“A 12-year-old Ben Linus just brought me a chicken salad sandwich. How do you think I’m doing?”
It seems like forever since we’ve had a Sayid-centric story, so I was really excited to discover that tonight’s episode was all about everyone’s favorite Iraqi torture specialist. Unfortunately, for as many great lines as there were, it actually ended up being one of the flatter episodes of the season. That probably had something to do with the strange collection of flashbacks and flash forwards that accompanied the present day (or new present, anyway) storyline, because with the exception of Sayid’s introduction to Ilana – who doesn’t appear to be a federal marshal at all, but rather some sort of bounty hunter – we didn’t really learn anything new about the time between his rescue and return.

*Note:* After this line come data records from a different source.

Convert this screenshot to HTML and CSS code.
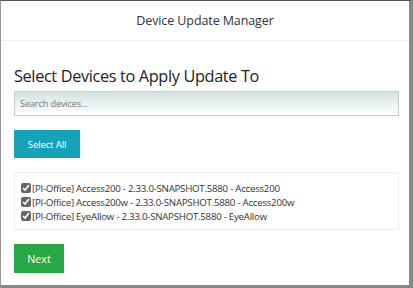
FILE: index.html
```html
<!DOCTYPE html>
<html lang="en">

<head>
    <meta charset="UTF-8">
    <meta name="viewport" content="width=device-width, initial-scale=1">
    <title>Device Update Manager</title>
    <link rel="stylesheet" href="styles.css">
</head>

<body>

    <div class="window">
        <div class="header">Device Update Manager</div>

        <div class="content">
            <h2 class="title">Select Devices to Apply Update To</h2>

            <input class="search" type="text" placeholder="Search devices...">

            <button class="btn btn_info">Select All</button>

            <div class="device_list">
                <label class="device"><input type="checkbox" checked>[PI-Office] Access200 - 2.33.0-SNAPSHOT.5880 - Access200</label>
                <label class="device"><input type="checkbox" checked>[PI-Office] Access200w - 2.33.0-SNAPSHOT.5880 - Access200w</label>
                <label class="device"><input type="checkbox" checked>[PI-Office] EyeAllow - 2.33.0-SNAPSHOT.5880 - EyeAllow</label>
            </div>

            <button class="btn btn_success">Next</button>
        </div>
    </div>

</body>

</html>
```

FILE: styles.css
```css
body {
    margin: 0;
    font-family: 'Open Sans', sans-serif;
    color: #333;
    background: #fff;
}

.window {
    width: 413px;
    height: 288px;
    box-sizing: border-box;
    border-top: 1px solid #555;
    border-left: 1px solid #999;
    border-right: 4px solid #888;
    border-bottom: 3px solid #888;
    overflow: hidden;
}

.header {
    height: 39px;
    border-bottom: 1px solid #eee;
    display: flex;
    justify-content: center;
    align-items: center;
    font-size: 12.5px;
    letter-spacing: -0.1px;
    color: #333;
}

.content {
    padding: 0 10px 0 13px;
    display: flex;
    flex-direction: column;
    align-items: flex-start;
}

.title {
    margin: 23px 0 3px;
    font-size: 16.3px;
    font-weight: 500;
    line-height: 24px;
    letter-spacing: -0.35px;
    color: #222;
}

.search {
    width: 100%;
    height: 25px;
    box-sizing: border-box;
    border: 1px solid #ccc;
    background: linear-gradient(180deg, #d3e2e2, #ffffff);
    padding: 0 5px;
    font-family: inherit;
    font-size: 9.2px;
    letter-spacing: -0.15px;
    color: #555;
    outline: none;
}

.search::placeholder {
    color: #777;
}

.btn {
    border: none;
    color: #fff;
    font-family: inherit;
    cursor: pointer;
    padding: 0;
}

.btn_info {
    margin-top: 14px;
    width: 66px;
    height: 28px;
    background-color: #17a2b8;
    font-size: 9.6px;
    letter-spacing: -0.15px;
}

.btn_success {
    margin-top: 14px;
    width: 50px;
    height: 29px;
    background-color: #28a745;
    font-size: 10.8px;
    font-weight: 500;
    letter-spacing: -0.1px;
}

.device_list {
    margin-top: 14px;
    width: 100%;
    box-sizing: border-box;
    border: 1px solid #eee;
    padding: 8px 6px 6px;
    display: flex;
    flex-direction: column;
}

.device {
    display: flex;
    align-items: center;
    height: 14px;
    font-size: 9.7px;
    letter-spacing: -0.25px;
    color: #333;
}

.device input {
    width: 10px;
    height: 10px;
    margin: 0 1px 0 0;
    accent-color: #666;
}
```
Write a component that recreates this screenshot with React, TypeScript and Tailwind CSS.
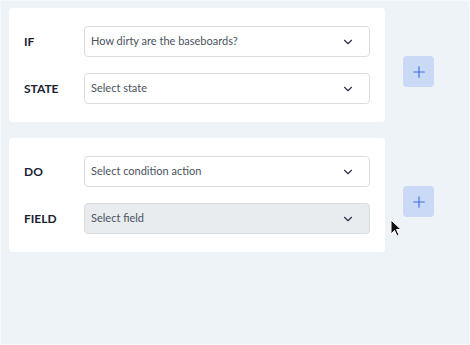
import { ChevronDown, Plus } from 'lucide-react';

type Field = { label: string; placeholder: string; disabled?: boolean };

const groups: Field[][] = [
  [
    { label: 'IF', placeholder: 'How dirty are the baseboards?' },
    { label: 'STATE', placeholder: 'Select state' },
  ],
  [
    { label: 'DO', placeholder: 'Select condition action' },
    { label: 'FIELD', placeholder: 'Select field', disabled: true },
  ],
];

function SelectRow({ field }: { field: Field }) {
  return (
    <div className="flex items-center">
      <span className="w-[60px] text-[12px] font-bold text-[#1a2233]">{field.label}</span>
      <div
        className={`flex h-[31px] w-[286px] items-center justify-between rounded-[4px] border border-[#d9dde2] pl-[6px] pr-[14px] ${
          field.disabled ? 'bg-[#e9ecef]' : 'bg-white'
        }`}
      >
        <span className="text-[11px] text-[#4a5260]">{field.placeholder}</span>
        <ChevronDown size={14} strokeWidth={2} className="text-[#2d3646]" />
      </div>
    </div>
  );
}

export default function App() {
  return (
    <div
      className="relative h-[345px] w-[470px] border border-[#f6f8fb] bg-[#eef3f8] pl-[8px] pt-[7px]"
      style={{ fontFamily: 'Lato, "Open Sans", sans-serif' }}
    >
      <div className="flex flex-col gap-[16px]">
        {groups.map((group, i) => (
          <div key={i} className="flex items-start">
            <div className="flex w-[376px] flex-col gap-[16px] rounded-[4px] bg-white px-[15px] py-[18px]">
              {group.map((f) => (
                <SelectRow key={f.label} field={f} />
              ))}
            </div>
            {/* add row button */}
            <button className="ml-[18px] mt-[48px] flex h-[31px] w-[31px] items-center justify-center rounded-[4px] bg-[#c9d9f6] text-[#3d6fe3]">
              <Plus size={18} strokeWidth={1.5} />
            </button>
          </div>
        ))}
      </div>

      {/* mouse cursor */}
      <svg className="absolute left-[389px] top-[218px]" width="12" height="18" viewBox="0 0 12 18">
        <path d="M1 1v14l3.5-3.5 2.5 5.5 2-1-2.5-5.5H11z" fill="#111" stroke="#fff" strokeWidth="1" />
      </svg>
    </div>
  );
}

Even the action on the island was pretty dull. Well, not dull so much as just really thin. I mean, how many different times did we really need to see Sawyer trying to convince Sayid to cooperate with the Dharminians? And why didn’t Sayid want to take the easy way out by telling them that he was just trying to escape from the Others? I brought this up last week because it didn’t make any sense for Sayid to want to remain silent, and now it makes just as much sense after declining Sawyer’s offer to become one of them. If all he cared about was killing young Ben Linus, wouldn’t it have been easier to do so from within that circle of trust?

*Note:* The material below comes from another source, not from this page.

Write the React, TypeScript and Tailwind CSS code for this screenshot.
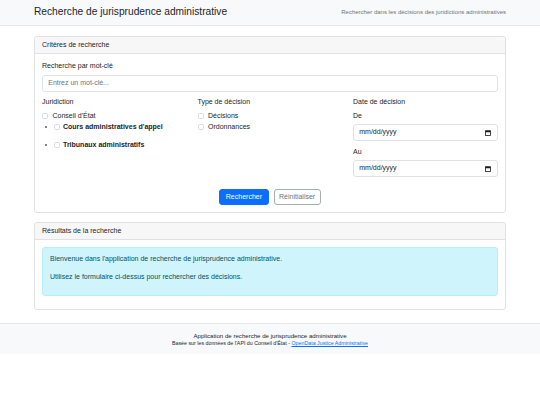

Apparently not, because Sayid didn’t budge one bit, and as a result, Horace took him to go see Oldham (William Sanderson of “Deadwood” fame) in order to get some answers. It was pretty obvious that Oldham was Dharma’s torture specialist the moment his name was brought up, but Sayid asked Sawyer who Oldham was nonetheless, to which Sawyer replied “He’s our you.” Now, if that didn’t send chills down your back, I don’t know what will, because that has to be one of the best episode titles in the history of the series; and even more so because of the way it was worked into the story. I would have liked to have found just what it was that Oldham stuck in Sayid’s mouth, though, because while it seemed to initially operate as a truth serum, the later effects made me think it was some kind of psychedelic drug instead. Whatever it was, it worked, but while it looked like Sayid would blow Sawyer’s cover by spilling the beans, the moment he mentioned he was from the past, Horace seemed unconvinced that the drug had worked.

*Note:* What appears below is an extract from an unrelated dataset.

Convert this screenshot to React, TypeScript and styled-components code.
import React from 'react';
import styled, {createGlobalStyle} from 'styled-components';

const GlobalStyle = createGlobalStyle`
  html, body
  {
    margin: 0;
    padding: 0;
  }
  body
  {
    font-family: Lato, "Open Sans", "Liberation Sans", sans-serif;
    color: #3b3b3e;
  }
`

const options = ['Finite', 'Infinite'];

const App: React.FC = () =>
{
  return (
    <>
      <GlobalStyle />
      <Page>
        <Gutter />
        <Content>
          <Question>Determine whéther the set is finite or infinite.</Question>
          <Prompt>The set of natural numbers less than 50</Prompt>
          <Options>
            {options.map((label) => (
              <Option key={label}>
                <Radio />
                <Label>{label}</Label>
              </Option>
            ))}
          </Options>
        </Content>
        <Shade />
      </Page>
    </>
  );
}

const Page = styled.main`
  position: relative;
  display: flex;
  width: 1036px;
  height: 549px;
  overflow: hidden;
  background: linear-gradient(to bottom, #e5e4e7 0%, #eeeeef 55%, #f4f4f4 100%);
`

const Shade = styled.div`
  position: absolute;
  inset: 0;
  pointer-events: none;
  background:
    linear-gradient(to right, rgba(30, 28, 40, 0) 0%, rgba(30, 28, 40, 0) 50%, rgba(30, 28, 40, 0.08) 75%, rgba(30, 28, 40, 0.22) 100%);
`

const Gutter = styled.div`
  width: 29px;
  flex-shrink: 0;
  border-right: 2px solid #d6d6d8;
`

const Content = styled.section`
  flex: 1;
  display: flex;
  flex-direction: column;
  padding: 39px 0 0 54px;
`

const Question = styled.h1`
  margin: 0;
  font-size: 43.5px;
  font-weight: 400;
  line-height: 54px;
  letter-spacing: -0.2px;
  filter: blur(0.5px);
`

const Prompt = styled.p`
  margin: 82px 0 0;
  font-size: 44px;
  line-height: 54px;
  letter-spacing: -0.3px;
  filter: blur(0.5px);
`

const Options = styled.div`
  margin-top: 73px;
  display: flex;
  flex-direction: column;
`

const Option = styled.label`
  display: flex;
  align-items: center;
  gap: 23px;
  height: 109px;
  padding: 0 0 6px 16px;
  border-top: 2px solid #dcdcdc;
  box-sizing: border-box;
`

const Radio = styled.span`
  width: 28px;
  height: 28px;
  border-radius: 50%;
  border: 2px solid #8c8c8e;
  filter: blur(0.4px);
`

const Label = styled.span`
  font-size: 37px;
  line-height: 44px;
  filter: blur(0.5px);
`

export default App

After Dharma’s council votes to kill him, however, Sayid’s Christ-like sacrifice (which he seems to believe will atone for all his sins) is interrupted when he’s sprung from jail while everyone else is trying to deal with a flaming Dharma van that has randomly rolled into camp. (Even during times of stress, Sawyer’s wit is spot on: “Three years, no burning buses. You’re all back for one day…”). Curiously enough, it’s young Ben who’s responsible for saving Sayid, who does so under the condition that he can join him on his way back to the Others’ camp. I don’t know if that’s where Sayid plans to go (it seems to be his only option at this point), but he definitely doesn’t intend on bringing Ben with him. Granted, I didn’t expect Sayid to kill a child in cold blood, but then again, who’s to say Ben is really dead? Faraday has already stated that the past can’t be changed, so it’s probably more likely that Ben will be saved/revived by the Others and eventually made their leader. After all, Ben’s spinal condition had to be a result of something, so why not an old gunshot wound that he received as a kid?